In the face of such rude defiance, should I try one last time?

 

Yes you are correct in saying Newton's law states that the gravitational force between two objects is proportional to the mass of each object.

 

But that is just it.

 

It is separately and independently proportional to each mass.

 

So the force is proportional to m1 and separately proportional to m2

 

[math]F \propto {m_1}[/math]
[math]F = {k_1}{m_1}[/math]
and separately
[math]F \propto {m_2}[/math]
[math]F = {k_2}{m_2}[/math]

Arithmetically the correct arithmetical procedure to combine these two statements is to multiply not add.

 

This is because they are both contributing to F and so it is the same F in both equations.
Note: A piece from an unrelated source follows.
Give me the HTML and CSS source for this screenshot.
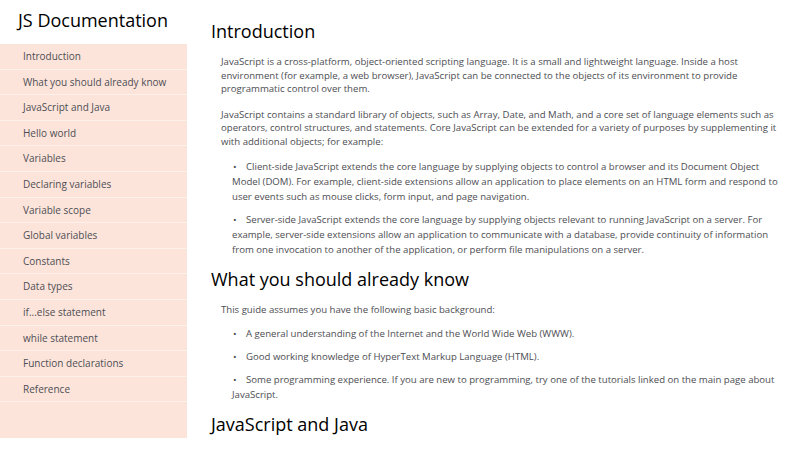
FILE: index.html
```html
<!DOCTYPE html>
<html lang="en">
<head>
<meta charset="utf-8">
<title>JS Documentation</title>
<link rel="stylesheet" href="styles.css">
</head>
<body>
<div class="page">
  <nav class="navbar" id="navbar">
    <header class="nav-title">JS Documentation</header>
    <ul class="nav-list">
      <li><a class="nav-link" href="#Introduction">Introduction</a></li>
      <li><a class="nav-link" href="#What">What you should already know</a></li>
      <li><a class="nav-link" href="#JavaScript_and_Java">JavaScript and Java</a></li>
      <li><a class="nav-link" href="#Hello">Hello world</a></li>
      <li><a class="nav-link" href="#Variables">Variables</a></li>
      <li><a class="nav-link" href="#Declaring">Declaring variables</a></li>
      <li><a class="nav-link" href="#Scope">Variable scope</a></li>
      <li><a class="nav-link" href="#Global">Global variables</a></li>
      <li><a class="nav-link" href="#Constants">Constants</a></li>
      <li><a class="nav-link" href="#Data">Data types</a></li>
      <li><a class="nav-link" href="#If">if...else statement</a></li>
      <li><a class="nav-link" href="#While">while statement</a></li>
      <li><a class="nav-link" href="#Function">Function declarations</a></li>
      <li><a class="nav-link" href="#Reference">Reference</a></li>
    </ul>
  </nav>
  <main class="main-doc" id="main-doc">
    <section class="main-section" id="Introduction">
      <header class="section-title">Introduction</header>
      <article class="section-body">
        <p>JavaScript is a cross-platform, object-oriented scripting language. It is a small and lightweight language. Inside a host environment (for example, a web browser), JavaScript can be connected to the objects of its environment to provide programmatic control over them.</p>
        <p>JavaScript contains a standard library of objects, such as Array, Date, and Math, and a core set of language elements such as operators, control structures, and statements. Core JavaScript can be extended for a variety of purposes by supplementing it with additional objects; for example:</p>
        <ul>
          <li>Client-side JavaScript extends the core language by supplying objects to control a browser and its Document Object Model (DOM). For example, client-side extensions allow an application to place elements on an HTML form and respond to user events such as mouse clicks, form input, and page navigation.</li>
          <li>Server-side JavaScript extends the core language by supplying objects relevant to running JavaScript on a server. For example, server-side extensions allow an application to communicate with a database, provide continuity of information from one invocation to another of the application, or perform file manipulations on a server.</li>
        </ul>
      </article>
    </section>
    <section class="main-section" id="What">
      <header class="section-title">What you should already know</header>
      <article class="section-body">
        <p>This guide assumes you have the following basic background:</p>
        <ul>
          <li>A general understanding of the Internet and the World Wide Web (WWW).</li>
          <li>Good working knowledge of HyperText Markup Language (HTML).</li>
          <li>Some programming experience. If you are new to programming, try one of the tutorials linked on the main page about JavaScript.</li>
        </ul>
      </article>
    </section>
    <section class="main-section" id="JavaScript_and_Java">
      <header class="section-title">JavaScript and Java</header>
      <article class="section-body">
        <p>JavaScript and Java are similar in some ways but fundamentally different in some others.</p>
      </article>
    </section>
  </main>
</div>
</body>
</html>
```
FILE: styles.css
```css
html, body {
  margin: 0;
  padding: 0;
}
body {
  font-family: "Open Sans", "Noto Sans", sans-serif;
  color: #4d4e53;
  background: #fff;
}
.page {
  display: flex;
  align-items: flex-start;
  height: 450px;
  overflow: hidden;
}
.navbar {
  width: 187px;
  flex: none;
}
.nav-title {
  height: 44px;
  box-sizing: border-box;
  padding: 8px 0 0 18px;
  font-size: 18px;
  line-height: 24px;
  color: #000;
}
.nav-list {
  list-style: none;
  margin: 0;
  padding: 0;
  height: 394px;
  background: #fde4db;
}
.nav-list li {
  border-bottom: 1px solid #fef0eb;
}
.nav-link {
  display: block;
  height: 24.6px;
  line-height: 24.6px;
  padding-left: 23px;
  font-size: 10px;
  color: #4d4e53;
  text-decoration: none;
}
.main-doc {
  flex: 1;
  margin-left: 24px;
  padding: 19px 20px 0 0;
}
.section-title {
  font-size: 18px;
  line-height: 24.5px;
  color: #000;
  margin: 0 0 11.5px;
}
.section-body {
  font-size: 9.6px;
}
.section-body p {
  margin: 0 0 12px 10px;
  line-height: 13.6px;
}
.section-body p + ul {
  margin-top: -2px;
}
.section-body ul {
  margin-bottom: 10px;
  margin-left: 21px;
  padding: 0;
  list-style: none;
}
.section-body li {
  line-height: 15px;
  margin-bottom: 8px;
}
.section-body li:last-child {
  margin-bottom: 0;
}
.section-body li::before {
  content: "•";
  display: inline-block;
  width: 13px;
  padding-left: 1px;
}
```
[math]F = {k_1}{m_1}\left( {{k_2}{m_2}} \right)[/math]
[math]F = {k_1}{k_2}{m_1}{m_2}[/math]
[math]F = {k_1}{k_2}{m_1}{m_2}[/math]
we can combine the two constants in to one single constant because they are constants or scaling factors
[math]F = k{m_1}{m_2}[/math]
But we cannot do this with the masses.
It is a very important fact in physics (and maths) that if a thing is proportional to something and also (or separately) proportional to something else then it is proportional to the product (not sum) of those two somethings.
It is important because a great deal of theory is absed on this fact and the solution of many important equations also depends on it.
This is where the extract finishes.